Understand the concept of GPU occupancy.

Learn how to calculate and optimize GPU occupancy.

Use CUDA API functions to determine optimal block sizes and active blocks per multiprocessor.

GPU occupancy is a measure of how effectively the GPU’s resources are utilized by a kernel. High occupancy can lead to better performance,

Important

Occupancy is not the only factor that determines performance; memory bandwidth and instruction throughput also play significant roles.

cudaOccupancyMaxPotentialBlockSize()

cudaOccupancyMaxPotentialBlockSize() is a CUDA API function that helps determine the maximum number of threads per block that can be launched on a GPU while maximizing occupancy. It calculates the optimal block size and the minimum number of blocks required to achieve maximum occupancy for a given kernel.

This function takes into account the kernel’s resource usage, such as shared memory and registers, and returns the maximum block size and the minimum number of blocks needed to achieve optimal occupancy. It is particularly useful for optimizing kernel launches, as it helps developers choose the best block size and grid configuration for their specific kernel and GPU architecture.

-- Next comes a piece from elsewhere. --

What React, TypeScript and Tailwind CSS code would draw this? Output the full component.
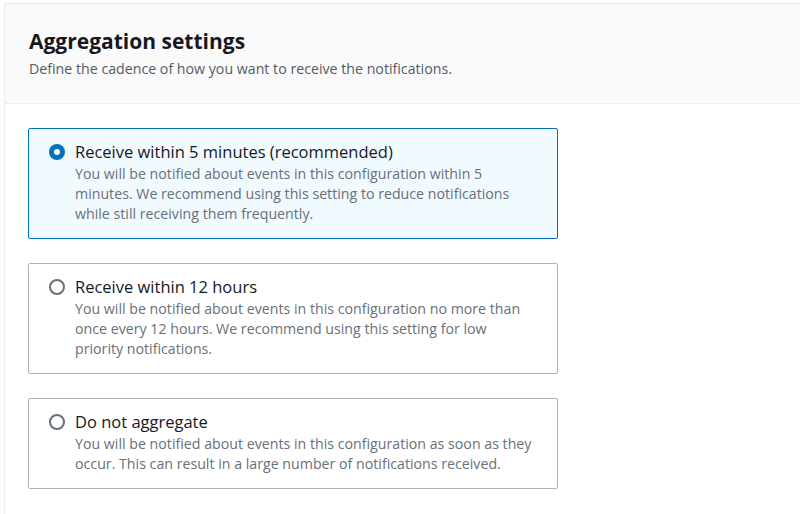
export default function App() {
  const opts = [
    { t: "Receive within 5 minutes (recommended)", d: "You will be notified about events in this configuration within 5 minutes. We recommend using this setting to reduce notifications while still receiving them frequently.", sel: true },
    { t: "Receive within 12 hours", d: "You will be notified about events in this configuration no more than once every 12 hours. We recommend using this setting for low priority notifications.", sel: false },
    { t: "Do not aggregate", d: "You will be notified about events in this configuration as soon as they occur. This can result in a large number of notifications received.", sel: false },
  ];
  return (
    <div className="w-[800px] h-[514px] bg-white overflow-hidden pt-[3px] pl-[4px]" style={{ fontFamily: '"Open Sans", "Liberation Sans", sans-serif' }}>
      <div className="border-l border-t border-[#eaeded] h-full">
        <div className="bg-[#fafafa] border-b border-[#eaeded] h-[100px] pl-[24px] pt-[22px]">
          <div className="text-[21px] font-bold text-[#16191f] leading-[30px]">Aggregation settings</div>
          <div className="text-[14.2px] text-[#545b64] leading-[22px] mt-[2px]">Define the cadence of how you want to receive the notifications.</div>
        </div>
        <div className="pl-[23px] pt-[24px] flex flex-col gap-[24px]">
          {opts.map((o, i) => (
            <div key={i} className={`w-[530px] rounded-[2px] border px-[20px] pt-[12px] pb-[14px] flex gap-[10px] ${o.sel ? "border-[#0073bb] bg-[#f1faff]" : "border-[#aab7b8] bg-white"}`}>
              <div className="pt-[3px]">
                {o.sel ? (
                  <div className="w-[16px] h-[16px] rounded-full bg-[#0073bb] flex items-center justify-center"><div className="w-[6px] h-[6px] rounded-full bg-white" /></div>
                ) : (
                  <div className="w-[16px] h-[16px] rounded-full border-2 border-[#687078] bg-white" />
                )}
              </div>
              <div>
                <div className="text-[16.5px] text-[#16191f] leading-[22px]">{o.t}</div>
                <div className="text-[14.2px] text-[#687078] leading-[20px] mt-[1px]">{o.d}</div>
              </div>
            </div>
          ))}
        </div>
      </div>
    </div>
  );
}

cudaOccupancyMaxPotentialBlockSize(
    &minGridSize,  // minimum grid size needed to achieve the best potential
    &blockSize,    // Block size
    vectorAdd2D,   // Kernel function
    0,             // Per-block dynamic shared memory usage intended, in bytes
    0)

cudaOccupancyMaxActiveBlocksPerMultiprocessor

cudaOccupancyMaxActiveBlocksPerMultiprocessor() is a CUDA API function that calculates the maximum number of active blocks that can be launched per multiprocessor on a GPU for a given kernel. It helps developers determine the optimal number of blocks to launch in order to maximize GPU occupancy and performance. This function takes into account the kernel’s resource usage, such as shared memory and registers, and returns the maximum number of active blocks that can be launched per multiprocessor for the specified kernel.

cudaOccupancyMaxActiveBlocksPerMultiprocessor(
    &numBlocks,  // Number of blocks
    vectorAdd2D, // Kernel function
    blockSize,   // Block size
    0)           // Per-block dynamic shared memory usage intended, in bytes

Key Points

GPU occupancy is a measure of how well the GPU’s resources are utilized by a kernel.

High occupancy can lead to better performance, but it is not the only factor.

Use cudaOccupancyMaxPotentialBlockSize() to find the optimal block size for maximum occupancy.

Use cudaOccupancyMaxActiveBlocksPerMultiprocessor() to determine the maximum number of active blocks per multiprocessor.

Consider other factors like memory bandwidth and instruction throughput when optimizing performance.